Aim =
How many lines in this data contain the string "React"? Reply with the number only.

Given information =
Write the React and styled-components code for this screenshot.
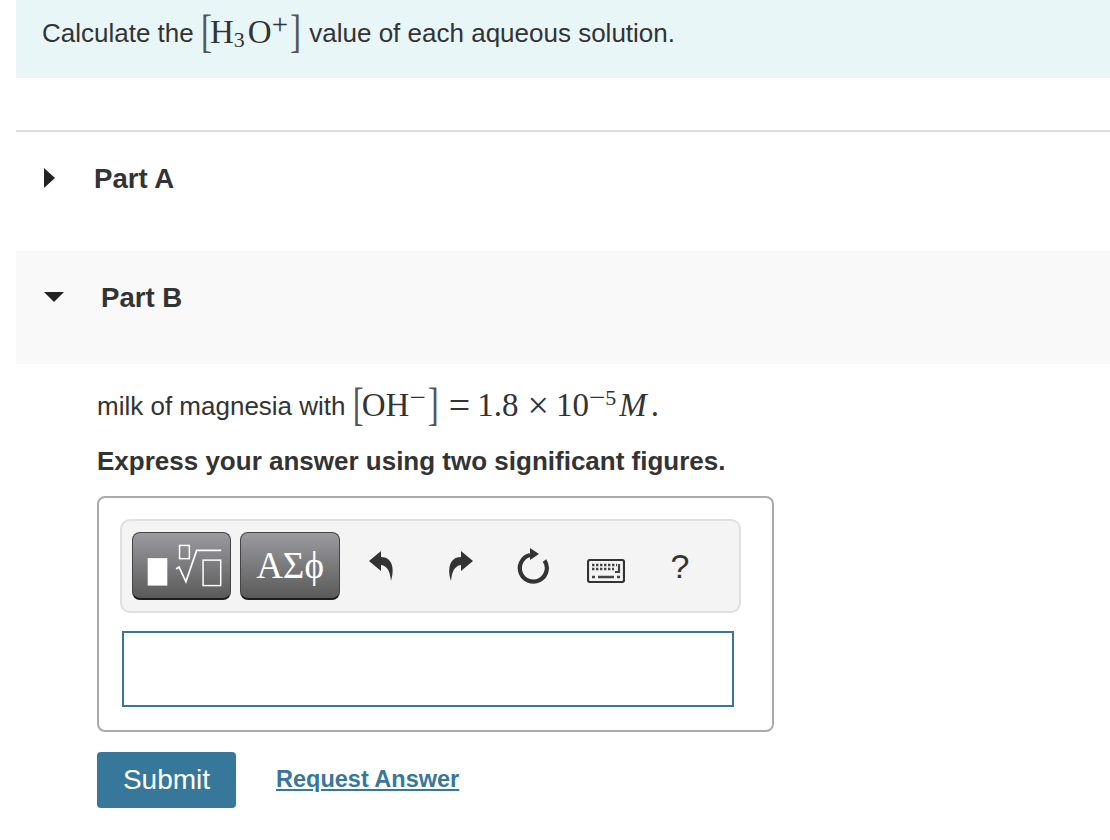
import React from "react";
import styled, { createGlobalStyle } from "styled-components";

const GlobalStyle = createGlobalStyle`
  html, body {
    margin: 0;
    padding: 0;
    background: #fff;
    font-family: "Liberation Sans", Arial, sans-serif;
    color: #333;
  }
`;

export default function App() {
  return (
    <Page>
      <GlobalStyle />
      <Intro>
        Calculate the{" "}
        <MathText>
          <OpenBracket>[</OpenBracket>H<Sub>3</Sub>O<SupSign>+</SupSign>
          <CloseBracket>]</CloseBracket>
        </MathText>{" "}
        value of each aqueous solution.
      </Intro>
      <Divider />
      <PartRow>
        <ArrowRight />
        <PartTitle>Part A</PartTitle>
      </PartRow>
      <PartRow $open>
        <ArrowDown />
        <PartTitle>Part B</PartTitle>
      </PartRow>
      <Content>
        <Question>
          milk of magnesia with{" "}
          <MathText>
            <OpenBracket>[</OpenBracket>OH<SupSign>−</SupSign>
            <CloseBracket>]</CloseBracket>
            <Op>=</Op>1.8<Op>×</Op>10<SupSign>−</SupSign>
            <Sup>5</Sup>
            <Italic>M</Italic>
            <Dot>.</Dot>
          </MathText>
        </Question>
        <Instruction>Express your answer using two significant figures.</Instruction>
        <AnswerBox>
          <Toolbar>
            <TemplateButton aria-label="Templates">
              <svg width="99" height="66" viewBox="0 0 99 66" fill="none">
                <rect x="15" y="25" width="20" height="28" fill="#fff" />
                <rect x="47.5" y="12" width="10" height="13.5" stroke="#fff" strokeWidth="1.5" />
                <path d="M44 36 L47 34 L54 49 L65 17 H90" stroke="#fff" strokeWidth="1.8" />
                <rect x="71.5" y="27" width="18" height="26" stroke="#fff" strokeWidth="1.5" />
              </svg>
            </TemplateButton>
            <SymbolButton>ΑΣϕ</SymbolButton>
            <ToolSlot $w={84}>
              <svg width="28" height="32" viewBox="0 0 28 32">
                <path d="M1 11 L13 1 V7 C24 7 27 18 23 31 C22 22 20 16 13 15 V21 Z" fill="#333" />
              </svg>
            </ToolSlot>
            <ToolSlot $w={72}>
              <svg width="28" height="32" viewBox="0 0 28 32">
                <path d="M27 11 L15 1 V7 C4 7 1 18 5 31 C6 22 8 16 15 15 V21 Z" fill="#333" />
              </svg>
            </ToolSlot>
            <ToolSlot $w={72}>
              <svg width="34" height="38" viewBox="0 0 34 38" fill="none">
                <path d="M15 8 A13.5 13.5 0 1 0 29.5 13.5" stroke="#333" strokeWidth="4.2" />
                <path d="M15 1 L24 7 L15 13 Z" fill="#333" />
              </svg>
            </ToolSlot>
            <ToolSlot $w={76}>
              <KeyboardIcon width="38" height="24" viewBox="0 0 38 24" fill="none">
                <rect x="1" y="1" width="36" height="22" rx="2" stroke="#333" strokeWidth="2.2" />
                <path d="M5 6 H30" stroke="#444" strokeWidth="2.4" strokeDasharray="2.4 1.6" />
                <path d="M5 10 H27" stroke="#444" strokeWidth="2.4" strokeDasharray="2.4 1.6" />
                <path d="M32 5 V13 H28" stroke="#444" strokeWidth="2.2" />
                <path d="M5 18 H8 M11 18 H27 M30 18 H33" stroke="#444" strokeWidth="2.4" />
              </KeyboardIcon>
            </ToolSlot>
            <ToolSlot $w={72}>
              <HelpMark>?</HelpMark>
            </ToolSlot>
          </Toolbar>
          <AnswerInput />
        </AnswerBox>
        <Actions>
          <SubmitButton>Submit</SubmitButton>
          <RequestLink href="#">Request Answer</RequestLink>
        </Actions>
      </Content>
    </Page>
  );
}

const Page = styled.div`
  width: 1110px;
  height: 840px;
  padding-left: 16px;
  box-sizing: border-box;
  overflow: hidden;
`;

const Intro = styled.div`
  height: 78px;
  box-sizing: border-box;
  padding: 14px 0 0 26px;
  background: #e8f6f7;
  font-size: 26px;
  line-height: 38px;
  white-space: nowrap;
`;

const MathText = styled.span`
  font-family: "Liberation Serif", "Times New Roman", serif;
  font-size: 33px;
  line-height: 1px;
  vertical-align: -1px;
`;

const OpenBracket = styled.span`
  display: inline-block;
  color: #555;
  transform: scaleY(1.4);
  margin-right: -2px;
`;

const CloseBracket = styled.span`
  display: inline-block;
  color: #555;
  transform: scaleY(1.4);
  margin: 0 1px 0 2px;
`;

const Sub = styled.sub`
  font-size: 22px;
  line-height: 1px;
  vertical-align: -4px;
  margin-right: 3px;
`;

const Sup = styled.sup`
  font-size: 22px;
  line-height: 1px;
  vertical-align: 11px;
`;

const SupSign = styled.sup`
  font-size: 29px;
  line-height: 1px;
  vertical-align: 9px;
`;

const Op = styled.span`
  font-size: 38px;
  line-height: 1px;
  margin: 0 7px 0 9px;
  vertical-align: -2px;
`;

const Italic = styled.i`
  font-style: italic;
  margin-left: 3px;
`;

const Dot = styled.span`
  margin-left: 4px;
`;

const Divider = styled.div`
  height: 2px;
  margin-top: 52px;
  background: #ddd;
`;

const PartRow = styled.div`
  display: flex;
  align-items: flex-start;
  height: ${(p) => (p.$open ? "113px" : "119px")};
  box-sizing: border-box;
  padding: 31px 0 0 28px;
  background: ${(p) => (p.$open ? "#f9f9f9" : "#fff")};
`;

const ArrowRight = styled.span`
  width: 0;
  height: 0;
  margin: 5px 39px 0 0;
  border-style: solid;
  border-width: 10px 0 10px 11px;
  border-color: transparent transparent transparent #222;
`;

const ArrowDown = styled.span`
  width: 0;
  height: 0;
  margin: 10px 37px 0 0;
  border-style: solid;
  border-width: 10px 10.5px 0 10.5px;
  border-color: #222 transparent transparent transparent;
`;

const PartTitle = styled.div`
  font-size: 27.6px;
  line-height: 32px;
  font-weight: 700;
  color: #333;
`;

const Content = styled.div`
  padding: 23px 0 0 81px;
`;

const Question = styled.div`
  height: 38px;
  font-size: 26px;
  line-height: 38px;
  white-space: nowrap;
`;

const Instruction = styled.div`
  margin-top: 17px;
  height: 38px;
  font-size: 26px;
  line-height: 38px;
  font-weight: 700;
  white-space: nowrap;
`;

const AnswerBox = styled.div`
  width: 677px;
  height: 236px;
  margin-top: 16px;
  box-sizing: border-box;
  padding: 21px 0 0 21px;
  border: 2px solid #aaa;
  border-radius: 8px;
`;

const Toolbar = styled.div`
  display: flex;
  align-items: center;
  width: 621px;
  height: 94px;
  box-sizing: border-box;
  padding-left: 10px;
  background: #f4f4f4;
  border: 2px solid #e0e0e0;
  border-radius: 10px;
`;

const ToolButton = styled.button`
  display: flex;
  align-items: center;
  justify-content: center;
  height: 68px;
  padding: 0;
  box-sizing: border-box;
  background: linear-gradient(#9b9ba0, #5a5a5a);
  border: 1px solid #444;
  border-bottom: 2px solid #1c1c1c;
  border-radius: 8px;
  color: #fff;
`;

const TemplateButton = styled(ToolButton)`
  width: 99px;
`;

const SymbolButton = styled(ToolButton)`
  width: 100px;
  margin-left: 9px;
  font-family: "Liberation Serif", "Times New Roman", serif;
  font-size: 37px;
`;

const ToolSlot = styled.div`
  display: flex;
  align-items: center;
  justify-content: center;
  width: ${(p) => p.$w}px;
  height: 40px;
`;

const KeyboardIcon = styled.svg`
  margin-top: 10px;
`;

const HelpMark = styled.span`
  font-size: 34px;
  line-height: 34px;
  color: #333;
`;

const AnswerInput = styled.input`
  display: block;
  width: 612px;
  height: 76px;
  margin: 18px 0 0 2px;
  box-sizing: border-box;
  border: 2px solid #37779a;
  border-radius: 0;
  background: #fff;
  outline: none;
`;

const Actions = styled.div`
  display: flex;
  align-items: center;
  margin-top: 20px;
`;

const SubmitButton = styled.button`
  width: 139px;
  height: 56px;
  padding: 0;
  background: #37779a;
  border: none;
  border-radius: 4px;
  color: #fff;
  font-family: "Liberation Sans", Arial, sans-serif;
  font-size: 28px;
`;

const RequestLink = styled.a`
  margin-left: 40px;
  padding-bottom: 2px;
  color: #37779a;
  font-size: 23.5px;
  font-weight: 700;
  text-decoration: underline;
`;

Solution =
2